**PROBLEM STATEMENT:** Scan the material that follows. Copy every line containing the word "with".

**ITEMS:**
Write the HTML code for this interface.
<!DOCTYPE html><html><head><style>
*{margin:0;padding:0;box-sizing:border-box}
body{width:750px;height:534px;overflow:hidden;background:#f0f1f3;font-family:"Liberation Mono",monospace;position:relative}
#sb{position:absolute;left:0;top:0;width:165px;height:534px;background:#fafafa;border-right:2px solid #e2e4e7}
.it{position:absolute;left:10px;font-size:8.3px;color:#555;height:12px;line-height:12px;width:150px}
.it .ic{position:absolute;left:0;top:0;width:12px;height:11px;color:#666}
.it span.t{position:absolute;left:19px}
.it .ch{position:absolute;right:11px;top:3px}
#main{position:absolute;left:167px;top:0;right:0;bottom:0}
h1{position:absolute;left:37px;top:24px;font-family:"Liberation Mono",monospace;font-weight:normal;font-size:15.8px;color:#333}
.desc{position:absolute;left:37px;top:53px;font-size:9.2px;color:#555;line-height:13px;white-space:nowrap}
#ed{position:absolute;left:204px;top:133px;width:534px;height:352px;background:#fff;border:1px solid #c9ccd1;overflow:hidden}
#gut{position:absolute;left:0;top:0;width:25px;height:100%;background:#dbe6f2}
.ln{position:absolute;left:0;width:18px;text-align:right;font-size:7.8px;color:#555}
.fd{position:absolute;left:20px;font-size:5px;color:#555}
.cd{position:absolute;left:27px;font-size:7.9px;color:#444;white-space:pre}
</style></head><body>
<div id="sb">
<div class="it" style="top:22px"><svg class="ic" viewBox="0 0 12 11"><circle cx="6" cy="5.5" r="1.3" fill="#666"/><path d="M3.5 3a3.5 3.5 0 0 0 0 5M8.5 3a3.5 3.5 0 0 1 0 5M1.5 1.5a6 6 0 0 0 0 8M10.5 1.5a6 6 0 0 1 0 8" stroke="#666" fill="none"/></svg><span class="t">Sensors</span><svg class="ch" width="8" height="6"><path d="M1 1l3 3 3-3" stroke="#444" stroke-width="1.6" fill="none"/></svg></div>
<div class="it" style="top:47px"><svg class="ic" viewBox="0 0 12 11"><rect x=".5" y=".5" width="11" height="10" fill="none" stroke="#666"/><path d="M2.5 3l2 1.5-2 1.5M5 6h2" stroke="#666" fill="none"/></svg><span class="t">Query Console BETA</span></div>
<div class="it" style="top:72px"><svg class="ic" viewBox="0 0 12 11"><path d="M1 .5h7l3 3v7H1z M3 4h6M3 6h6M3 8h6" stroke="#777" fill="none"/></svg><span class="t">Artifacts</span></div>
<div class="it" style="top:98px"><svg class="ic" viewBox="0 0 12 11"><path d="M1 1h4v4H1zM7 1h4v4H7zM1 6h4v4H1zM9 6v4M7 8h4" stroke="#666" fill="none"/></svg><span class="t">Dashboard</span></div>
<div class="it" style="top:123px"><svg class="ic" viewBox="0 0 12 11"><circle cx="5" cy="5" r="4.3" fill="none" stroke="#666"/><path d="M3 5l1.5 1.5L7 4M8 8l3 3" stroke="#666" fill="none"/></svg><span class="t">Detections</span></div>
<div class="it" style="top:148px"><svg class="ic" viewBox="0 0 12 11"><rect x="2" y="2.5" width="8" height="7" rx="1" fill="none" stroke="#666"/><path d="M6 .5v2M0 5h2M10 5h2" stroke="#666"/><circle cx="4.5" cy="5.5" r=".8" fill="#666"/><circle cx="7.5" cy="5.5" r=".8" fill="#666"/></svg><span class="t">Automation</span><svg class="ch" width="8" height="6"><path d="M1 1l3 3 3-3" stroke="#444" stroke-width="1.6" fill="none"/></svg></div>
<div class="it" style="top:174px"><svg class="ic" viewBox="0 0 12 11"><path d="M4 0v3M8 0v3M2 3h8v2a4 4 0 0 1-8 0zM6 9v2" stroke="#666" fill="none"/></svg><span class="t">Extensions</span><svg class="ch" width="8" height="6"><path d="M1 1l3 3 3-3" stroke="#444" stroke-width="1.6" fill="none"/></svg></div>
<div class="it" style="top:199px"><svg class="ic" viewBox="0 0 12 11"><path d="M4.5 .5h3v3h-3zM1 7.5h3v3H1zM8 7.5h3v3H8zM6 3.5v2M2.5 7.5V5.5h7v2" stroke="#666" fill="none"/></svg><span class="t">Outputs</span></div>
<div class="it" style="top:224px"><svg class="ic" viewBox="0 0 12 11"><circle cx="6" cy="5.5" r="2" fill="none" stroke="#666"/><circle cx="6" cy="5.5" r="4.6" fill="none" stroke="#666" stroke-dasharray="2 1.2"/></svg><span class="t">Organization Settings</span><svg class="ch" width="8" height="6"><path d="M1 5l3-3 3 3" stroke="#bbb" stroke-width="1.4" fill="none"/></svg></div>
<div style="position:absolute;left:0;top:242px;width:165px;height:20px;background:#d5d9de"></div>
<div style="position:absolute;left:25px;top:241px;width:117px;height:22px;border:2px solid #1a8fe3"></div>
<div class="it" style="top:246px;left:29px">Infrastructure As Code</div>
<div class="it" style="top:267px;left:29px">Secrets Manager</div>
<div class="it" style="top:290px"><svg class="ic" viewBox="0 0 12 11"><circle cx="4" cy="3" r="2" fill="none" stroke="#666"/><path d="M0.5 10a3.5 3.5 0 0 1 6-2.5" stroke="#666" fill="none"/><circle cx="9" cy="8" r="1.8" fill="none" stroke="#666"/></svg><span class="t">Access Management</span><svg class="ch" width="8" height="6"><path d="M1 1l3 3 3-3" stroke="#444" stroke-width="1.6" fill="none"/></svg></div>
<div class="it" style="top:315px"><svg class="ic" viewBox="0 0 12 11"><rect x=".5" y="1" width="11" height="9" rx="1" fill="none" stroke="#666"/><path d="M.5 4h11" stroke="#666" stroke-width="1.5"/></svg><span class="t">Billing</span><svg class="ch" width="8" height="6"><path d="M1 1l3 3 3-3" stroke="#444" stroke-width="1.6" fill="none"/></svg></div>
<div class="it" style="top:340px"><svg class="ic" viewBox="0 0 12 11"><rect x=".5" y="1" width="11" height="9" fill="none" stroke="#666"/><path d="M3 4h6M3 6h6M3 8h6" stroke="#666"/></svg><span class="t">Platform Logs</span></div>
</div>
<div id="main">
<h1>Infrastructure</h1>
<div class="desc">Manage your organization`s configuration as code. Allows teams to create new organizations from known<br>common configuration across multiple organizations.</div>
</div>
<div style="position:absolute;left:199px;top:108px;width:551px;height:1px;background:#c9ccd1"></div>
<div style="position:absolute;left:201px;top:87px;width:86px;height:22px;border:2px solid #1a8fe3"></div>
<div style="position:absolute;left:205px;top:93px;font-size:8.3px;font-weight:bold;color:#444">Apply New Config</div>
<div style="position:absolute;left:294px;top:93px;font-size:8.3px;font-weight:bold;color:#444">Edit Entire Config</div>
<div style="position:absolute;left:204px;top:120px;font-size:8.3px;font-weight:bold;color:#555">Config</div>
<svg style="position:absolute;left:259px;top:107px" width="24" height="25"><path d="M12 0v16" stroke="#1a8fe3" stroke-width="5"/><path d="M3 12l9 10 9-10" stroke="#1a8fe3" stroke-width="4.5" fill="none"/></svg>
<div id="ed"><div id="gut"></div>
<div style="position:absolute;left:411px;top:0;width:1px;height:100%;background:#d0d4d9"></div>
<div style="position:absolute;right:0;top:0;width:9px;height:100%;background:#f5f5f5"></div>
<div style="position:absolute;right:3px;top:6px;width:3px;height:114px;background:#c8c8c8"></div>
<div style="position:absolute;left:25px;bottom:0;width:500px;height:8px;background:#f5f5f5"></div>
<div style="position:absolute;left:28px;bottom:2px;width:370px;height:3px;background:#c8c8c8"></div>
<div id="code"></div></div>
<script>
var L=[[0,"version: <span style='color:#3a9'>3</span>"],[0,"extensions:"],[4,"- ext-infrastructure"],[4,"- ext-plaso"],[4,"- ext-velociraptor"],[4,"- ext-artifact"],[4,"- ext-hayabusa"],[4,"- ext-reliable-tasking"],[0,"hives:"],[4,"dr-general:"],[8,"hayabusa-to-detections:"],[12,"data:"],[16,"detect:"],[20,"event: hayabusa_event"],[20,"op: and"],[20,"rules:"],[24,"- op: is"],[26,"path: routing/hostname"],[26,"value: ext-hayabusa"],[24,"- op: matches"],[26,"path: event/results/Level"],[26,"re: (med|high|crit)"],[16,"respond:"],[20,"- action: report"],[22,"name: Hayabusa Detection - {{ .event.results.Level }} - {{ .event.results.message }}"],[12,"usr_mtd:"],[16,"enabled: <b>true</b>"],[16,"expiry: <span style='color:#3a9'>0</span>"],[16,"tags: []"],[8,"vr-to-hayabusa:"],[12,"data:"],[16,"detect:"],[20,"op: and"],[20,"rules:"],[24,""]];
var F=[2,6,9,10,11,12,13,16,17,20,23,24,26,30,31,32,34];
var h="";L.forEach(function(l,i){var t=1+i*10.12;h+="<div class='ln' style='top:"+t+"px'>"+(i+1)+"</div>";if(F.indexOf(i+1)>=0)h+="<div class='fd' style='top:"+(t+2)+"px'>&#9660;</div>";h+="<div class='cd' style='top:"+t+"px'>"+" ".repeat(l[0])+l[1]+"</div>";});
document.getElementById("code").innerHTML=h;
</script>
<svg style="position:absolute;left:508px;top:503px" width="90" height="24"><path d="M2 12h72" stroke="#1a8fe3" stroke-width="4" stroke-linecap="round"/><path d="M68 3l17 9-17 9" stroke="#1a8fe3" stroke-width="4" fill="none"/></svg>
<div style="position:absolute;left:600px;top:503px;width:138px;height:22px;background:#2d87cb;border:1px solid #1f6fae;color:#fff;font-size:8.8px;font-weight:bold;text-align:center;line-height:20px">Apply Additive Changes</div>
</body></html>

---

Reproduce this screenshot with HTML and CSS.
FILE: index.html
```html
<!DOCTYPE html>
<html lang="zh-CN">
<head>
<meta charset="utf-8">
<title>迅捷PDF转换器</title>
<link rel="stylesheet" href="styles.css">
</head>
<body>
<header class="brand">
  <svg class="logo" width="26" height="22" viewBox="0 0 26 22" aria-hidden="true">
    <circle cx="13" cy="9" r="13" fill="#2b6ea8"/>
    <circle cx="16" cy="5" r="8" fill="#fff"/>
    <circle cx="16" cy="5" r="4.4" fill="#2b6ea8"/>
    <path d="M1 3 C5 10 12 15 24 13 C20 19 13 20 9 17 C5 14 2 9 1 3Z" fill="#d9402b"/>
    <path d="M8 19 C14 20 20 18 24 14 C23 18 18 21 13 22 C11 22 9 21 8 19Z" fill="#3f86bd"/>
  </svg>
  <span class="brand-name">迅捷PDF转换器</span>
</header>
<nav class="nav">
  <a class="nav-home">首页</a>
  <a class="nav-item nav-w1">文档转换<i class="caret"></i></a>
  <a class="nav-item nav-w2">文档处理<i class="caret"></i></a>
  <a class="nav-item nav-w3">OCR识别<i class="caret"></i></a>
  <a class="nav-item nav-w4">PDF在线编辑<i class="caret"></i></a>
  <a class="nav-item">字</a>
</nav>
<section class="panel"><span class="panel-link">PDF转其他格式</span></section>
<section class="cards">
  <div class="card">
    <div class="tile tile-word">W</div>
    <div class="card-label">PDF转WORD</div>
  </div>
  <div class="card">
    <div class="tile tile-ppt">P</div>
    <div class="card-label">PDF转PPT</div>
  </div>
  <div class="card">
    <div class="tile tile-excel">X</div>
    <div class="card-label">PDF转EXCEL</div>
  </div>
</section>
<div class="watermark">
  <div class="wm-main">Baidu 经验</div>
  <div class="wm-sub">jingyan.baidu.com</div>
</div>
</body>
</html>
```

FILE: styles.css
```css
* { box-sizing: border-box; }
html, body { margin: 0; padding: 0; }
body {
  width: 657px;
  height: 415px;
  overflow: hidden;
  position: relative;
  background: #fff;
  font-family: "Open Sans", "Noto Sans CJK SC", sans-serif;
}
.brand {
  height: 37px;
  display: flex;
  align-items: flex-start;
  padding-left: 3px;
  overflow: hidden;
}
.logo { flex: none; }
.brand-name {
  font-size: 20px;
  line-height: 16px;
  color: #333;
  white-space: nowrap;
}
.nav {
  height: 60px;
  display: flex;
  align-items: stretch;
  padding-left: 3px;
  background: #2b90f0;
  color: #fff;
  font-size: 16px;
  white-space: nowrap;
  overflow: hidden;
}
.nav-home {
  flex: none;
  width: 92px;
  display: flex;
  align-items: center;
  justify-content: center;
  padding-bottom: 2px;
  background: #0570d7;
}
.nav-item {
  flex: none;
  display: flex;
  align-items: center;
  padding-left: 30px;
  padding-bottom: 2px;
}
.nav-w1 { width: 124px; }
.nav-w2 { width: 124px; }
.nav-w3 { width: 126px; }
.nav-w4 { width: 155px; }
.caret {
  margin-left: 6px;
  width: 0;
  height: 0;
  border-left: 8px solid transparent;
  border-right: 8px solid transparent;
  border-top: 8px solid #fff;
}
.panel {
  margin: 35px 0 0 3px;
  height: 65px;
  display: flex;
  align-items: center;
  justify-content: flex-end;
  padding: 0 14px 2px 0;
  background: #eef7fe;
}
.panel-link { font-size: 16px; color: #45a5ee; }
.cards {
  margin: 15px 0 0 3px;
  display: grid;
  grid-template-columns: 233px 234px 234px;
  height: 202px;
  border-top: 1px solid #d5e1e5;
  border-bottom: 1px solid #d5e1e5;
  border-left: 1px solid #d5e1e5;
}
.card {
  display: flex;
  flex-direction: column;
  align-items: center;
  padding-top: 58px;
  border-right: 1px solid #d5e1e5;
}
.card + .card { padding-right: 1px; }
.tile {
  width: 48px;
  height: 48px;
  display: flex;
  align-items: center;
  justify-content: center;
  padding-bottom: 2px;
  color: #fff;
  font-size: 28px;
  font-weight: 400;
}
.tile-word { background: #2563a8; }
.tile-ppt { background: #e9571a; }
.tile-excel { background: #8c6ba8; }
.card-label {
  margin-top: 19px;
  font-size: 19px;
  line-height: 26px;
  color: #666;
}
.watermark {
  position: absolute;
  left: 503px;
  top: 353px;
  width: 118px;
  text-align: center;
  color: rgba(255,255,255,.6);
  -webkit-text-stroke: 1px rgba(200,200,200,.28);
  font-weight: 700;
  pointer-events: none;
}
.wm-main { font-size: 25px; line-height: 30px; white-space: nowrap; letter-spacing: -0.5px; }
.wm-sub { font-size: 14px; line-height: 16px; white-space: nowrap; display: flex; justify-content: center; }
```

...

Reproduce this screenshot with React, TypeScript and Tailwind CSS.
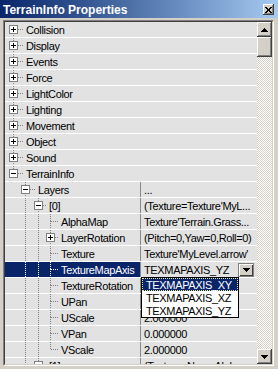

**SOLUTION FOR THIS TASK:**
Reproduce this screenshot with HTML and CSS.
Reproduce this screenshot with React, TypeScript and Tailwind CSS.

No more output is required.